A more economical solution to CAP compliance could be found in a radio station’s studio automation system. A person familiar with recent CAP developments said at least two radio automation equipment manufacturers are working to develop a software upgrade to allow automation systems to import and forward CAP alerts.

“These systems use XML [Extensible Markup Language] files all the time. A system could accept a CAP message and create a program on the fly,” the source said. “It could be a $500 fix instead of $2,500.”

RBDS and more

FEMA’s roadmap to a new EAS, Witmer said, will include multiple pathways to reach more people using the latest technology. He specifically mentioned studying radio broadcast data system technology for alert and warning integration into IPAWS.

Officials for manufacturer Global Security Systems have been pushing for just that.
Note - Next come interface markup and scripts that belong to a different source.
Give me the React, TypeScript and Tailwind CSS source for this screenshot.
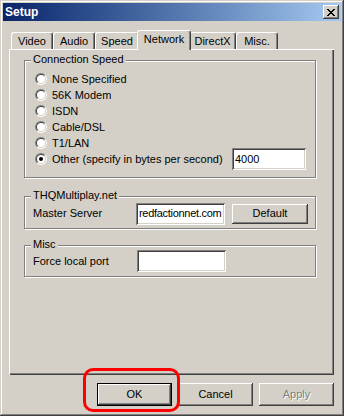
import React from "react";

const raised =
  "shadow-[inset_-1px_-1px_#404040,inset_1px_1px_#fff,inset_-2px_-2px_#808080,inset_2px_2px_#D4D0C8]";
const sunken =
  "shadow-[inset_1px_1px_#808080,inset_-1px_-1px_#fff,inset_2px_2px_#404040,inset_-2px_-2px_#D4D0C8]";

const tabs = [
  { label: "Video", w: "w-[42px]" },
  { label: "Audio", w: "w-[42px]" },
  { label: "Speed", w: "w-[44px]" },
  { label: "Network", w: "w-[54px]", active: true },
  { label: "DirectX", w: "w-[47px]" },
  { label: "Misc.", w: "w-[42px]" },
];

const speeds = ["None Specified", "56K Modem", "ISDN", "Cable/DSL", "T1/LAN"];

function Radio({ checked }: { checked?: boolean }) {
  return (
    <div className="w-[12px] h-[12px] shrink-0 rounded-full border border-t-[#808080] border-l-[#808080] border-r-white border-b-white">
      <div className="w-full h-full rounded-full border border-t-[#404040] border-l-[#404040] border-r-[#D4D0C8] border-b-[#D4D0C8] bg-white flex items-center justify-center">
        {checked && <div className="w-[4px] h-[4px] rounded-full bg-black" />}
      </div>
    </div>
  );
}

function Group({
  title,
  className,
  children,
}: {
  title: string;
  className: string;
  children: React.ReactNode;
}) {
  return (
    <div
      className={`relative w-[292px] border border-[#808080] shadow-[inset_1px_1px_#fff,1px_1px_#fff] ${className}`}
    >
      <span className="absolute left-[6px] top-[-8px] px-[2px] bg-[#D4D0C8] leading-[13px]">
        {title}
      </span>
      {children}
    </div>
  );
}

function Edit({ value, className }: { value?: string; className: string }) {
  return (
    <div
      className={`h-[22px] bg-white ${sunken} flex items-center pl-[3px] overflow-hidden whitespace-nowrap ${className}`}
    >
      {value}
    </div>
  );
}

function Button({
  label,
  isDefault,
  disabled,
  className = "",
}: {
  label: string;
  isDefault?: boolean;
  disabled?: boolean;
  className?: string;
}) {
  return (
    <div className={`${className} ${isDefault ? "border border-black" : ""}`}>
      <div
        className={`w-full h-full flex items-center justify-center ${raised} ${
          disabled ? "text-[#808080] [text-shadow:1px_1px_0_#fff]" : ""
        }`}
      >
        {label}
      </div>
    </div>
  );
}

export default function App() {
  return (
    <div className="relative w-[344px] h-[416px] bg-[#D4D0C8] p-[3px] text-[11px] leading-[13px] text-black font-['Liberation_Sans',Arial,sans-serif] shadow-[inset_-1px_-1px_#404040,inset_1px_1px_#D4D0C8,inset_-2px_-2px_#808080,inset_2px_2px_#fff]">
      {/* title bar */}
      <div className="h-[18px] bg-linear-to-r from-[#0A246A] to-[#A6CAF0] flex items-center justify-between pl-[2px] pr-[2px]">
        <span className="text-white font-bold text-[12px]">Setup</span>
        <div className={`w-[16px] h-[14px] bg-[#D4D0C8] ${raised} flex items-center justify-center`}>
          <svg width="8" height="7" viewBox="0 0 8 7" shapeRendering="crispEdges">
            <path
              d="M0 0h2v1H0zM6 0h2v1H6zM1 1h2v1H1zM5 1h2v1H5zM2 2h4v1H2zM3 3h2v1H3zM2 4h4v1H2zM1 5h2v1H1zM5 5h2v1H5zM0 6h2v1H0zM6 6h2v1H6z"
              fill="#000"
            />
          </svg>
        </div>
      </div>

      {/* tabs */}
      <div className="mt-[9px] ml-[8px] h-[19px] flex items-end">
        {tabs.map((t) =>
          t.active ? (
            <div
              key={t.label}
              className={`${t.w} h-[20px] -mx-[2px] mb-[-1px] relative z-10 bg-[#D4D0C8] rounded-t-[3px] border-t border-l border-white border-r border-r-[#404040] shadow-[inset_-1px_0_#808080] flex items-center justify-center pb-[2px]`}
            >
              {t.label}
            </div>
          ) : (
            <div
              key={t.label}
              className={`${t.w} h-[17px] rounded-t-[3px] border-t border-l border-white border-r border-r-[#404040] shadow-[inset_-1px_0_#808080] flex items-center justify-center`}
            >
              {t.label}
            </div>
          )
        )}
      </div>

      {/* tab panel */}
      <div className="ml-[6px] w-[325px] h-[326px] pt-[11px] pl-[15px] shadow-[inset_1px_1px_#fff,inset_-1px_-1px_#404040,inset_-2px_-2px_#808080]">
        <Group title="Connection Speed" className="pt-[10px] pb-[10px] pl-[10px] pr-[9px]">
          {speeds.map((s) => (
            <div key={s} className="h-[16px] flex items-center">
              <Radio />
              <span className="ml-[5px]">{s}</span>
            </div>
          ))}
          <div className="h-[16px] flex items-center">
            <Radio checked />
            <span className="ml-[5px]">Other (specify in bytes per second)</span>
            <Edit value="4000" className="ml-auto w-[74px] -my-[3px] pl-[2px]" />
          </div>
        </Group>

        <Group title="THQMultiplay.net" className="mt-[18px] h-[33px] flex items-center pl-[8px] pt-[2px]">
          <span className="w-[103px]">Master Server</span>
          <Edit value="redfactionnet.com" className="w-[89px] pl-[2px] tracking-[-0.3px]" />
          <Button label="Default" className="ml-[7px] w-[76px] h-[20px]" />
        </Group>

        <Group title="Misc" className="mt-[16px] h-[32px] flex items-center pl-[8px]">
          <span className="w-[104px]">Force local port</span>
          <Edit className="w-[89px]" />
        </Group>
      </div>

      {/* buttons */}
      <div className="mt-[8px] w-[331px] flex justify-end gap-[6px]">
        <Button label="OK" isDefault className="w-[75px] h-[23px]" />
        <Button label="Cancel" className="w-[75px] h-[23px]" />
        <Button label="Apply" disabled className="w-[75px] h-[23px]" />
      </div>

      {/* red highlight annotation */}
      <div className="absolute left-[83px] top-[368px] w-[97px] h-[44px] border-[3px] border-[#ff0000] rounded-[10px] pointer-events-none" />
    </div>
  );
}
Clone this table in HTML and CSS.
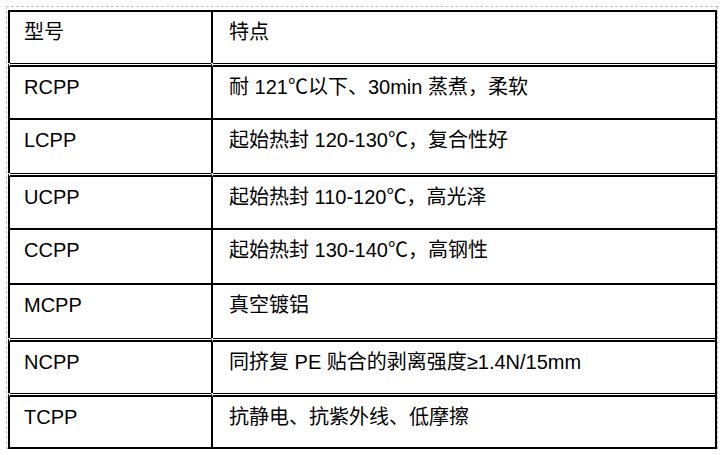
FILE: index.html
```html
<!DOCTYPE html>
<html lang="zh-CN">
<head>
<meta charset="utf-8">
<title>CPP 型号特点</title>
<link rel="stylesheet" href="styles.css">
</head>
<body>
<div class="frame">
  <table class="spec">
    <tr class="head">
      <td class="c1">型号</td>
      <td class="c2">特点</td>
    </tr>
    <tr class="dbl">
      <td class="c1">RCPP</td>
      <td class="c2">耐 121℃以下、30min 蒸煮，柔软</td>
    </tr>
    <tr>
      <td class="c1">LCPP</td>
      <td class="c2">起始热封 120-130℃，复合性好</td>
    </tr>
    <tr class="dbl">
      <td class="c1">UCPP</td>
      <td class="c2">起始热封 110-120℃，高光泽</td>
    </tr>
    <tr>
      <td class="c1">CCPP</td>
      <td class="c2">起始热封 130-140℃，高钢性</td>
    </tr>
    <tr>
      <td class="c1">MCPP</td>
      <td class="c2">真空镀铝</td>
    </tr>
    <tr class="dbl">
      <td class="c1">NCPP</td>
      <td class="c2">同挤复 PE 贴合的剥离强度≥1.4N/15mm</td>
    </tr>
    <tr class="dbl short">
      <td class="c1">TCPP</td>
      <td class="c2">抗静电、抗紫外线、低摩擦</td>
    </tr>
  </table>
</div>
</body>
</html>
```

FILE: styles.css
```css
html, body {
  margin: 0;
  padding: 0;
  background: #ffffff;
}

body {
  font-family: "Liberation Sans", Arial, "Noto Sans CJK SC", sans-serif;
  font-size: 20px;
  color: #000000;
}

.frame {
  margin: 6px 0 0 6px;
  width: 710px;
  height: 441px;
  border: 1px dashed #c4c4c4;
}

.spec {
  margin: 3px 0 0 1px;
  width: 709px;
  border-collapse: separate;
  border-spacing: 0;
  border-right: 2px solid #000;
  border-bottom: 2px solid #000;
  table-layout: fixed;
}

.spec tr {
  height: 55px;
}

.spec tr.head {
  height: 53px;
}

.spec tr.short {
  height: 54px;
}

.spec td {
  box-sizing: border-box;
  vertical-align: top;
  border-left: 2px solid #000;
  border-top: 2px solid #000;
  padding: 9px 10px 0 14px;
  line-height: 23px;
  white-space: nowrap;
}

.spec td.c1 {
  width: 203px;
}

.spec td.c2 {
  padding-left: 16px;
}

.spec tr.dbl td {
  border-top: 4px solid transparent;
  background-image: linear-gradient(to bottom, #000 0, #000 1px, #fff 1px, #fff 2px, #000 2px, #000 4px, #fff 4px);
  background-origin: border-box;
  background-clip: border-box;
  background-repeat: no-repeat;
}
```
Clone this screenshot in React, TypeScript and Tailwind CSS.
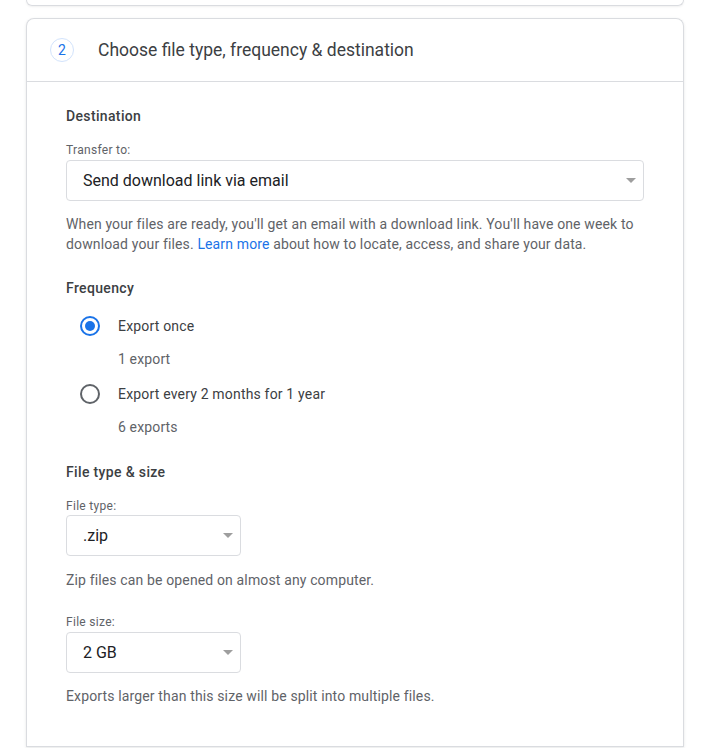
import React from "react";

function Select({ value, width }: { value: string; width: string }) {
  return (
    <div
      className={`${width} h-[41px] flex items-center justify-between border border-[#dadce0] rounded-[4px] bg-white pl-[16px] pr-[7px]`}
    >
      <span className="text-[16px] text-[#202124]">{value}</span>
      <span className="w-0 h-0 border-l-[5px] border-r-[5px] border-t-[5px] border-l-transparent border-r-transparent border-t-[#9e9e9e]" />
    </div>
  );
}

function Radio({ checked, label, sub, className = "" }: { checked: boolean; label: string; sub: string; className?: string }) {
  return (
    <div className={className}>
      <div className="flex items-center h-[20px] pl-[14px]">
        <span
          className={`w-[20px] h-[20px] rounded-full border-2 flex items-center justify-center ${
            checked ? "border-[#1a73e8]" : "border-[#5f6368]"
          }`}
        >
          {checked && <span className="w-[10px] h-[10px] rounded-full bg-[#1a73e8]" />}
        </span>
        <span className="ml-[18px] text-[14px] leading-[20px] tracking-[0.18px] text-[#3c4043]">{label}</span>
      </div>
      <div className="mt-[13px] pl-[52px] text-[14px] leading-[20px] tracking-[0.14px] text-[#5f6368]">{sub}</div>
    </div>
  );
}

export default function App() {
  return (
    <div className="w-[716px] h-[748px] overflow-hidden bg-white font-['Roboto',sans-serif]">
      {/* previous step card, bottom edge */}
      <div className="ml-[26px] w-[658px] h-[6px] border border-t-0 border-[#dadce0] rounded-b-lg shadow-[0_1px_2px_rgba(60,64,67,0.08)]" />

      {/* step 2 */}
      <div className="mt-[12px] ml-[26px] w-[658px] border border-[#dadce0] border-b-0 rounded-t-lg shadow-[0_1px_3px_rgba(60,64,67,0.12)]">
        <div className="h-[63px] flex items-center pl-[23px] border-b border-[#dadce0]">
          <span className="w-[24px] h-[24px] rounded-full border border-[#d2e3fc] flex items-center justify-center text-[14px] text-[#1a73e8]">
            2
          </span>
          <span className="ml-[24px] text-[17.5px] text-[#3c4043]">Choose file type, frequency &amp; destination</span>
        </div>

        <div className="px-[39px] pt-[24px] pb-[40px] border-b border-[#dadce0]">
          <div className="text-[14px] leading-[20px] font-medium tracking-[0.35px] text-[#3c4043]">Destination</div>
          <div className="mt-[16px] text-[12px] leading-[16px] tracking-[0.3px] text-[#5f6368]">Transfer to:</div>
          <div className="mt-[2px]">
            <Select value="Send download link via email" width="w-[578px]" />
          </div>
          <p className="mt-[13px] text-[14px] leading-[20px] tracking-[0.14px] text-[#5f6368]">
            When your files are ready, you'll get an email with a download link. You'll have one week to download
            your files. <span className="text-[#1a73e8]">Learn more</span> about how to locate, access, and share
            your data.
          </p>

          <div className="mt-[24px] text-[14px] leading-[20px] font-medium tracking-[0.35px] text-[#3c4043]">Frequency</div>
          <Radio className="mt-[18px]" checked label="Export once" sub="1 export" />
          <Radio className="mt-[15px]" checked={false} label="Export every 2 months for 1 year" sub="6 exports" />

          <div className="mt-[25px] text-[14px] leading-[20px] font-medium tracking-[0.35px] text-[#3c4043]">File type &amp; size</div>
          <div className="mt-[16px] text-[12px] leading-[16px] tracking-[0.3px] text-[#5f6368]">File type:</div>
          <div className="mt-[1px]">
            <Select value=".zip" width="w-[175px]" />
          </div>
          <p className="mt-[14px] text-[14px] leading-[20px] tracking-[0.14px] text-[#5f6368]">Zip files can be opened on almost any computer.</p>

          <div className="mt-[24px] text-[12px] leading-[16px] tracking-[0.3px] text-[#5f6368]">File size:</div>
          <div className="mt-[2px]">
            <Select value="2 GB" width="w-[175px]" />
          </div>
          <p className="mt-[13px] text-[14px] leading-[20px] tracking-[0.14px] text-[#5f6368]">
            Exports larger than this size will be split into multiple files.
          </p>
        </div>
      </div>
    </div>
  );
}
They say they are making steady progress in their effort to encourage adoption of their FM-based digital alert and messaging system, which uses the RBDS system.

The company’s AlertFM datacast technology is used in parts of 14 states and could serve a role in the new EAS platform eventually rolled out by FEMA, according to GSS. The system uses RBDS subcarrier frequencies to transmit text data to Alert FM receivers or specially equipped mobile cell phone handsets and other portable devices.

GSS debuted FM radio data chips plus RBDS-based protocol for cell phones and other consumer electronics at the NAB show in April.

FEMA’s Witmer said the agency would hire a contractor to explore the further possibilities of using RBDS for EAS alerts.

Radio World has reported that several other companies, including SpectraRep and Trilithic, are selling EAS-complimentary systems that rely on IP-based technology.